O estudo, publicado na Scientific Reports, foi apoiado pela FAPESP.
“O meduloblastoma é dividido hoje em 12 subgrupos, de acordo com características moleculares que também indicam o prognóstico. Um dos grupos com pior prognóstico é o conhecido como SHH com mutação somática no gene TP53, cujo tratamento combina a quimioterapia e a radioterapia”, diz Paulo Henrique dos Santos Klinger, primeiro autor do artigo, resultado de sua pesquisa de mestrado na FMRP-USP com bolsa do Conselho Nacional de Desenvolvimento Científico e Tecnológico (CNPq).
“Neste projeto, o foco foi investigar em profundidade a desregulação das vias de sinalização que controlam o desenvolvimento embrionário normal e a sua inter-relação com o início e a progressão do câncer infantojuvenil”, explica o pesquisador.
Em crianças, a radioterapia no cérebro pode trazer graves sequelas cognitivas, endócrinas e de locomoção. Por isso, a busca por tratamentos que reduzam ou eliminem a necessidade de irradiação.
No estudo, os pesquisadores selecionaram diferentes linhagens de células tumorais do subtipo SHH e testaram diferentes dosagens de trióxido de arsênio, fármaco usado no tratamento da leucemia mieloide. Além disso, testaram a combinação do tratamento com diferentes dosagens de irradiação.
O fármaco sozinho foi capaz de matar as células tumorais e ainda evitar a formação de novas colônias celulares. Os efeitos foram potencializados quando o medicamento foi combinado com irradiação. Aplicado em células saudáveis, mostrou-se pouco tóxico.

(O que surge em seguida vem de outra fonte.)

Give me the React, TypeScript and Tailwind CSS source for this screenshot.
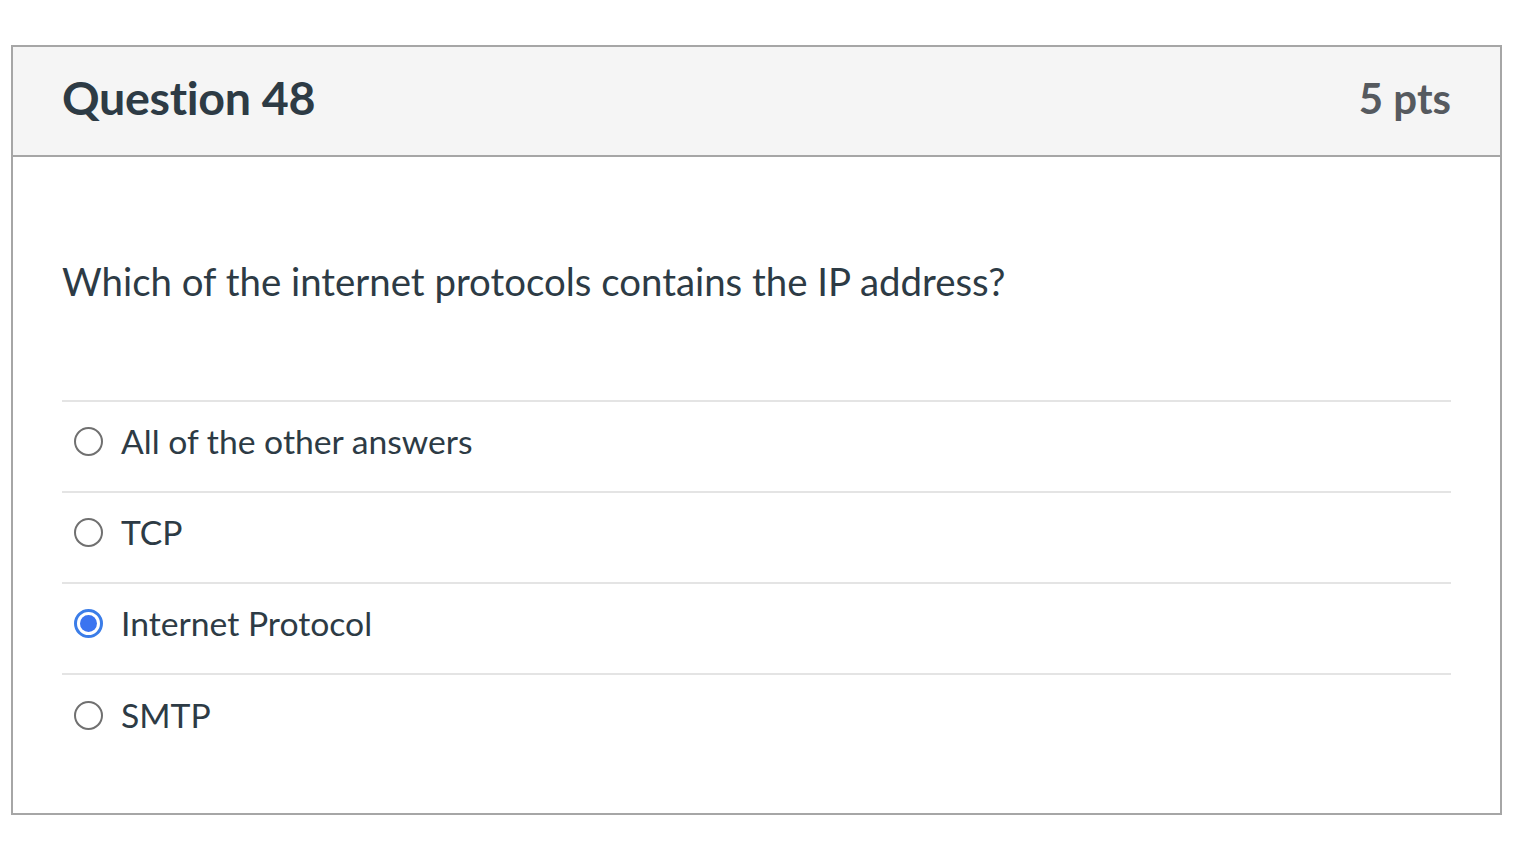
import React from "react";

const answers = [
  { label: "All of the other answers", checked: false },
  { label: "TCP", checked: false },
  { label: "Internet Protocol", checked: true },
  { label: "SMTP", checked: false },
];

function Radio({ checked }: { checked: boolean }) {
  return checked ? (
    <span className="flex h-[29px] w-[29px] shrink-0 items-center justify-center rounded-full border-[3px] border-[#3b7de8] bg-white">
      <span className="h-[17px] w-[17px] rounded-full bg-[#3b74f0]" />
    </span>
  ) : (
    <span className="h-[29px] w-[29px] shrink-0 rounded-full border-[2.5px] border-[#707070] bg-white" />
  );
}

export default function App() {
  return (
    <div className="min-h-screen bg-white pl-[11px] pt-[45px]" style={{ fontFamily: "Lato, 'Noto Sans', sans-serif" }}>
      <div className="w-[1491px] border-2 border-[#a6a6a6]">
        <div className="flex h-[110px] items-center justify-between border-b-2 border-[#a6a6a6] bg-[#f5f5f5] px-[49px] pb-[6px]">
          <h2 className="text-[46.6px] font-bold tracking-[-0.3px] text-[#2d3b45]">Question 48</h2>
          <span className="text-[42px] font-bold text-[#565a5f]">5 pts</span>
        </div>
        <div className="px-[49px] pb-[47px] pt-[98px]">
          <p className="text-[38.4px] leading-[52px] text-[#2d3b45]">
            Which of the internet protocols contains the IP address?
          </p>
          <div className="mt-[93px] border-t-2 border-[#e4e4e4]">
            {answers.map((a, i) => (
              <div
                key={a.label}
                className={`flex h-[91px] items-center gap-[18px] pl-[12px] pb-[10px] ${i < answers.length - 1 ? "border-b-2 border-[#e4e4e4]" : ""}`}
              >
                <Radio checked={a.checked} />
                <span className="text-[33.7px] text-[#2d3b45]">{a.label}</span>
              </div>
            ))}
          </div>
        </div>
      </div>
    </div>
  );
}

O trióxido de arsênio sozinho, inclusive, poderia ser um tratamento para portadores de meduloblastoma de até três anos de idade, a ser explorado em combinação com quimioterápicos clássicos para o meduloblastoma. Crianças dessa faixa etária não podem ser tratadas com radioterapia no cérebro devido aos danos irreversíveis que a radiação pode causar no sistema nervoso.

Mutação
A escolha da droga se deu pelo fato de ela ser conhecida por bloquear a mesma via de sinalização celular, a SHH, na leucemia. Essencial durante a gênese do embrião humano, a SHH é desativada quando a embriogênese é concluída. Quando, por razões ainda desconhecidas, ela é reativada, acaba levando a alguns tipos de câncer, como alguns de pele, meduloblastomas e diferentes tipos de leucemia.

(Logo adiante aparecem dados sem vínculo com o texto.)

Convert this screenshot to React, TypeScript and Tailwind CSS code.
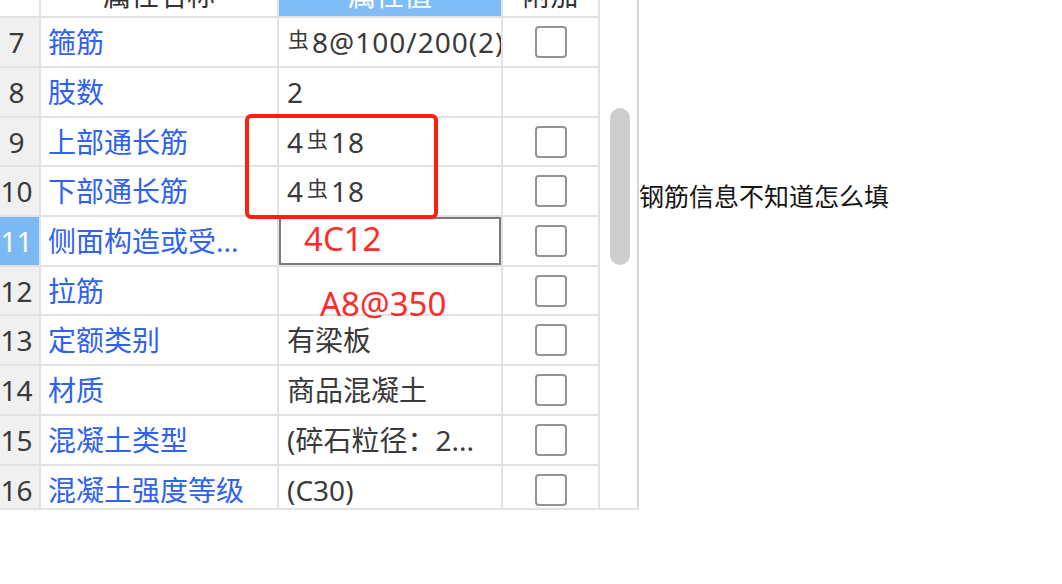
import type { ReactNode } from "react";

// rebar grade symbol, shown small and raised like in the source grid
function Rebar() {
  return <span className="text-[21px] align-[6px] mx-[3px] tracking-normal">虫</span>;
}

type Row = {
  n: number;
  name: string;
  value: ReactNode;
  check: boolean;
  h: string;
  selected?: boolean;
};

const rows: Row[] = [
  { n: 7, name: "箍筋", value: <span className="tracking-[1px] -ml-[2px]"><Rebar />8@100/200(2)</span>, check: true, h: "h-[50px]" },
  { n: 8, name: "肢数", value: "2", check: false, h: "h-[50px]" },
  { n: 9, name: "上部通长筋", value: <span className="tracking-[1px]">4<Rebar />18</span>, check: true, h: "h-[49px]" },
  { n: 10, name: "下部通长筋", value: <span className="tracking-[1px]">4<Rebar />18</span>, check: true, h: "h-[50px]" },
  { n: 11, name: "侧面构造或受...", value: "", check: true, h: "h-[50px]", selected: true },
  { n: 12, name: "拉筋", value: "", check: true, h: "h-[49px]" },
  { n: 13, name: "定额类别", value: "有梁板", check: true, h: "h-[50px]" },
  { n: 14, name: "材质", value: "商品混凝土", check: true, h: "h-[50px]" },
  { n: 15, name: "混凝土类型", value: "(碎石粒径：2...", check: true, h: "h-[50px]" },
  { n: 16, name: "混凝土强度等级", value: "(C30)", check: true, h: "h-[50px]" },
];

const cell = "border-r-2 border-b-2 border-[#e2e2e2] flex items-center overflow-hidden whitespace-nowrap";

export default function App() {
  return (
    <div
      className="w-[1062px] h-[584px] bg-white flex overflow-hidden"
      style={{ fontFamily: '"Noto Sans", "Noto Sans CJK SC", sans-serif' }}
    >
      <div className="relative w-[639px] h-[510px] border-b-2 border-[#e2e2e2] overflow-hidden flex shrink-0">
        <div className="w-[600px] flex flex-col">
          {/* header row, scrolled so only the bottom of the titles shows */}
          <div className="grid grid-cols-[41px_238px_224px_97px] h-[18px] text-[28px] text-[#333]">
            <div className={cell + " bg-white"} />
            <div className={cell + " justify-center items-end"}>
              <span className="leading-[28px] mb-[7px]">属性名称</span>
            </div>
            <div className={cell + " justify-center items-end bg-[#80bdf7] text-white"}>
              <span className="leading-[28px] mb-[7px]">属性值</span>
            </div>
            <div className={cell + " justify-center items-end"}>
              <span className="leading-[28px] mb-[7px]">附加</span>
            </div>
          </div>

          {rows.map((r) => (
            <div key={r.n} className={"grid grid-cols-[41px_238px_224px_97px] shrink-0 text-[28px] " + r.h}>
              <div
                className={
                  cell +
                  " justify-center pr-[6px] " +
                  (r.selected ? "bg-[#7cb9f4] text-white" : "bg-[#f0f0f0] text-[#3a3a3a]")
                }
              >
                {r.n}
              </div>
              <div className={cell + " pl-[7px] text-[#2f62ee]"}>{r.name}</div>
              <div
                className={
                  cell +
                  " pl-[8px] text-[#3a3a3a]" +
                  (r.selected ? " shadow-[inset_0_0_0_2px_#7b7b7b]" : "")
                }
              >
                {r.value}
              </div>
              <div className={cell + " justify-center"}>
                {r.check && (
                  <div className="w-[32px] h-[32px] rounded-[4px] border-2 border-[#939393] bg-white" />
                )}
              </div>
            </div>
          ))}
        </div>

        {/* vertical scrollbar */}
        <div className="w-[39px] border-r-2 border-[#d6d6d6] bg-white">
          <div className="ml-[10px] mt-[108px] w-[20px] h-[157px] rounded-full bg-[#cdcdcd]" />
        </div>

        {/* hand-drawn annotations over the grid */}
        <div className="absolute left-[245px] top-[114px] w-[193px] h-[105px] border-[4px] border-[#ff1f12] rounded-[6px]" />
        <div className="absolute left-[304px] top-[222px] text-[33px] leading-[33px] text-[#ff2b2b]">4C12</div>
        <div className="absolute left-[320px] top-[287px] text-[33px] leading-[33px] text-[#ff2b2b]">A8@350</div>
      </div>

      <div className="flex-1 pt-[178px]">
        <p className="text-[25px] leading-[37px] text-[#151515]">钢筋信息不知道怎么填</p>
      </div>
    </div>
  );
}
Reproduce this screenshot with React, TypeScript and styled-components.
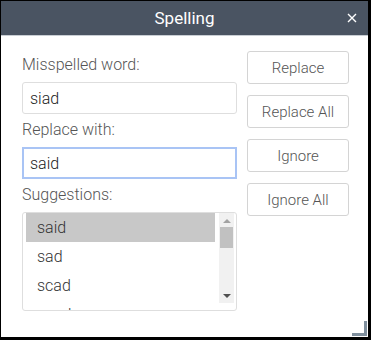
import React, { useState } from "react";
import styled, { createGlobalStyle } from "styled-components";

const GlobalStyle = createGlobalStyle`
  html, body {
    margin: 0;
    padding: 0;
    background: #fff;
  }
  body {
    font-family: Roboto, "Liberation Sans", Arial, sans-serif;
  }
`;

const Dialog = styled.div`
  position: relative;
  box-sizing: border-box;
  width: 371px;
  height: 340px;
  border-style: solid;
  border-color: #000;
  border-width: 1px 3px 3px 1px;
  background: #fff;
  display: flex;
  flex-direction: column;
`;

const TitleBar = styled.div`
  position: relative;
  height: 34px;
  flex-shrink: 0;
  background: #4a5462;
  border-bottom: 1px solid #c9ced4;
  display: flex;
  align-items: center;
  justify-content: center;
`;

const Title = styled.div`
  color: #fff;
  font-size: 17px;
  line-height: 20px;
  margin-top: -1px;
`;

const CloseButton = styled.button`
  position: absolute;
  right: 9px;
  top: 10px;
  width: 14px;
  height: 14px;
  padding: 0;
  border: 0;
  background: none;
  cursor: pointer;
  display: flex;
  align-items: center;
  justify-content: center;
`;

const Body = styled.div`
  display: flex;
  gap: 10px;
  padding: 14px 0 0 21px;
`;

const LeftColumn = styled.div`
  width: 215px;
  display: flex;
  flex-direction: column;
`;

const Label = styled.label<{ $first?: boolean }>`
  display: block;
  color: #555;
  font-size: 16px;
  font-weight: 300;
  line-height: 20px;
  margin: ${(p) => (p.$first ? "5px 0 7px" : "6px 0 7px")};
`;

const TextInput = styled.input<{ $focused?: boolean }>`
  box-sizing: border-box;
  width: 215px;
  height: 32px;
  margin: 0;
  font-family: inherit;
  font-size: 16px;
  font-weight: 300;
  color: #222;
  background: #fff;
  outline: none;
  border: ${(p) => (p.$focused ? "2px solid #a9c4f5" : "1px solid #dedede")};
  border-radius: ${(p) => (p.$focused ? "0" : "3px")};
  padding: 0 0 0 ${(p) => (p.$focused ? "6px" : "7px")};
`;

const ListBox = styled.div`
  box-sizing: border-box;
  width: 215px;
  height: 99px;
  border: 1px solid #dedede;
  border-radius: 3px;
  display: flex;
  padding: 0 2px 0 3px;
  overflow: hidden;
`;

const Items = styled.ul`
  list-style: none;
  margin: 0;
  padding: 0;
  width: 190px;
  overflow: hidden;
`;

const Item = styled.li<{ $selected?: boolean }>`
  height: 29px;
  line-height: 29px;
  padding-left: 11px;
  font-size: 16px;
  font-weight: 300;
  color: #333;
  background: ${(p) => (p.$selected ? "#c8c8c8" : "transparent")};
  cursor: default;
`;

const ScrollBar = styled.div`
  margin-left: 4px;
  width: 15px;
  height: 90px;
  background: #f1f1f1;
  display: flex;
  flex-direction: column;
  align-items: center;
`;

const Arrow = styled.div<{ $down?: boolean }>`
  width: 0;
  height: 0;
  margin: ${(p) => (p.$down ? "auto 0 5px" : "6px 0 0")};
  border-left: 4px solid transparent;
  border-right: 4px solid transparent;
  ${(p) =>
    p.$down ? "border-top: 4px solid #505050;" : "border-bottom: 4px solid #a3a3a3;"}
`;

const Thumb = styled.div`
  width: 13px;
  height: 21px;
  margin-top: 4px;
  background: #c1c1c1;
`;

const ButtonColumn = styled.div`
  display: flex;
  flex-direction: column;
  gap: 11px;
  margin-top: 1px;
`;

const ActionButton = styled.button`
  box-sizing: border-box;
  width: 102px;
  height: 33px;
  padding: 0;
  border: 1px solid #d4d4d4;
  border-radius: 3px;
  background: #fff;
  color: #555;
  font-family: inherit;
  font-size: 15px;
  font-weight: 300;
  cursor: pointer;
`;

const ResizeGrip = styled.div`
  position: absolute;
  right: 1px;
  bottom: 1px;
  width: 15px;
  height: 15px;
  border-right: 3px solid #7f8f9d;
  border-bottom: 3px solid #7f8f9d;
  box-sizing: border-box;
`;

const suggestions = ["said", "sad", "scad", "sand"];
const actions = ["Replace", "Replace All", "Ignore", "Ignore All"];

export default function App() {
  const [replaceWith, setReplaceWith] = useState("said");
  const [selected, setSelected] = useState(0);

  return (
    <>
      <GlobalStyle />
      <Dialog>
        <TitleBar>
          <Title>Spelling</Title>
          <CloseButton aria-label="Close">
            <svg width="10" height="10" viewBox="0 0 10 10">
              <path d="M1 1L9 9M9 1L1 9" stroke="#fff" strokeWidth="1.4" />
            </svg>
          </CloseButton>
        </TitleBar>
        <Body>
          <LeftColumn>
            <Label $first>Misspelled word:</Label>
            <TextInput value="siad" readOnly />
            <Label>Replace with:</Label>
            <TextInput
              $focused
              value={replaceWith}
              onChange={(e) => setReplaceWith(e.target.value)}
            />
            <Label>Suggestions:</Label>
            <ListBox>
              <Items>
                {suggestions.map((s, i) => (
                  <Item
                    key={s}
                    $selected={i === selected}
                    onClick={() => {
                      setSelected(i);
                      setReplaceWith(s);
                    }}
                  >
                    {s}
                  </Item>
                ))}
              </Items>
              <ScrollBar>
                <Arrow />
                <Thumb />
                <Arrow $down />
              </ScrollBar>
            </ListBox>
          </LeftColumn>
          <ButtonColumn>
            {actions.map((a) => (
              <ActionButton key={a}>{a}</ActionButton>
            ))}
          </ButtonColumn>
        </Body>
        <ResizeGrip />
      </Dialog>
    </>
  );
}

“Outra vantagem do trióxido de arsênio foi a capacidade de penetração na barreira hematoencefálica, estrutura que protege o sistema nervoso central de substâncias potencialmente tóxicas presentes no sangue. Estudos prévios mostraram que, no meduloblastoma, a penetração foi razoável”, explica Elvis Terci Valera, médico assistente do Hospital das Clínicas da FMRP-USP e professor da pós-graduação do Programa de Saúde da Criança e do Adolescente da instituição, que coordenou o estudo.
Normalmente, os meduloblastomas do grupo SHH têm um prognóstico intermediário, com metade dos pacientes respondendo bem ao tratamento. No entanto, quando ocorre a mutação somática no gene TP53, o prognóstico é pior. Isso porque o gene tem a função de checagem da via SHH, podendo corrigir eventuais alterações que levam ao câncer.
“A mutação germinativa nesse gene indica a chamada Síndrome de Li-Fraumeni, caracterizada por um conjunto de fatores clínicos, mas que geralmente envolve a perda de função do gene TP53 e aumenta as chances de ocorrência de diferentes tipos de tumor”, diz Klinger. Crianças e adolescentes com essa síndrome apresentam uma frequência aumentada de ocorrência de meduloblastoma, particularmente do subgrupo SHH.
Os pesquisadores agora pretendem testar o medicamento em modelos animais, a fim de verificar se os resultados serão os mesmos. Em caso positivo, o tratamento poderia futuramente ser testado em humanos.
O artigo Arsenic Trioxide exerts cytotoxic and radiosensitizing effects in pediatric Medulloblastoma cell lines of SHH Subgroup pode ser lido em: www.nature.com/articles/s41598-020-63808-9.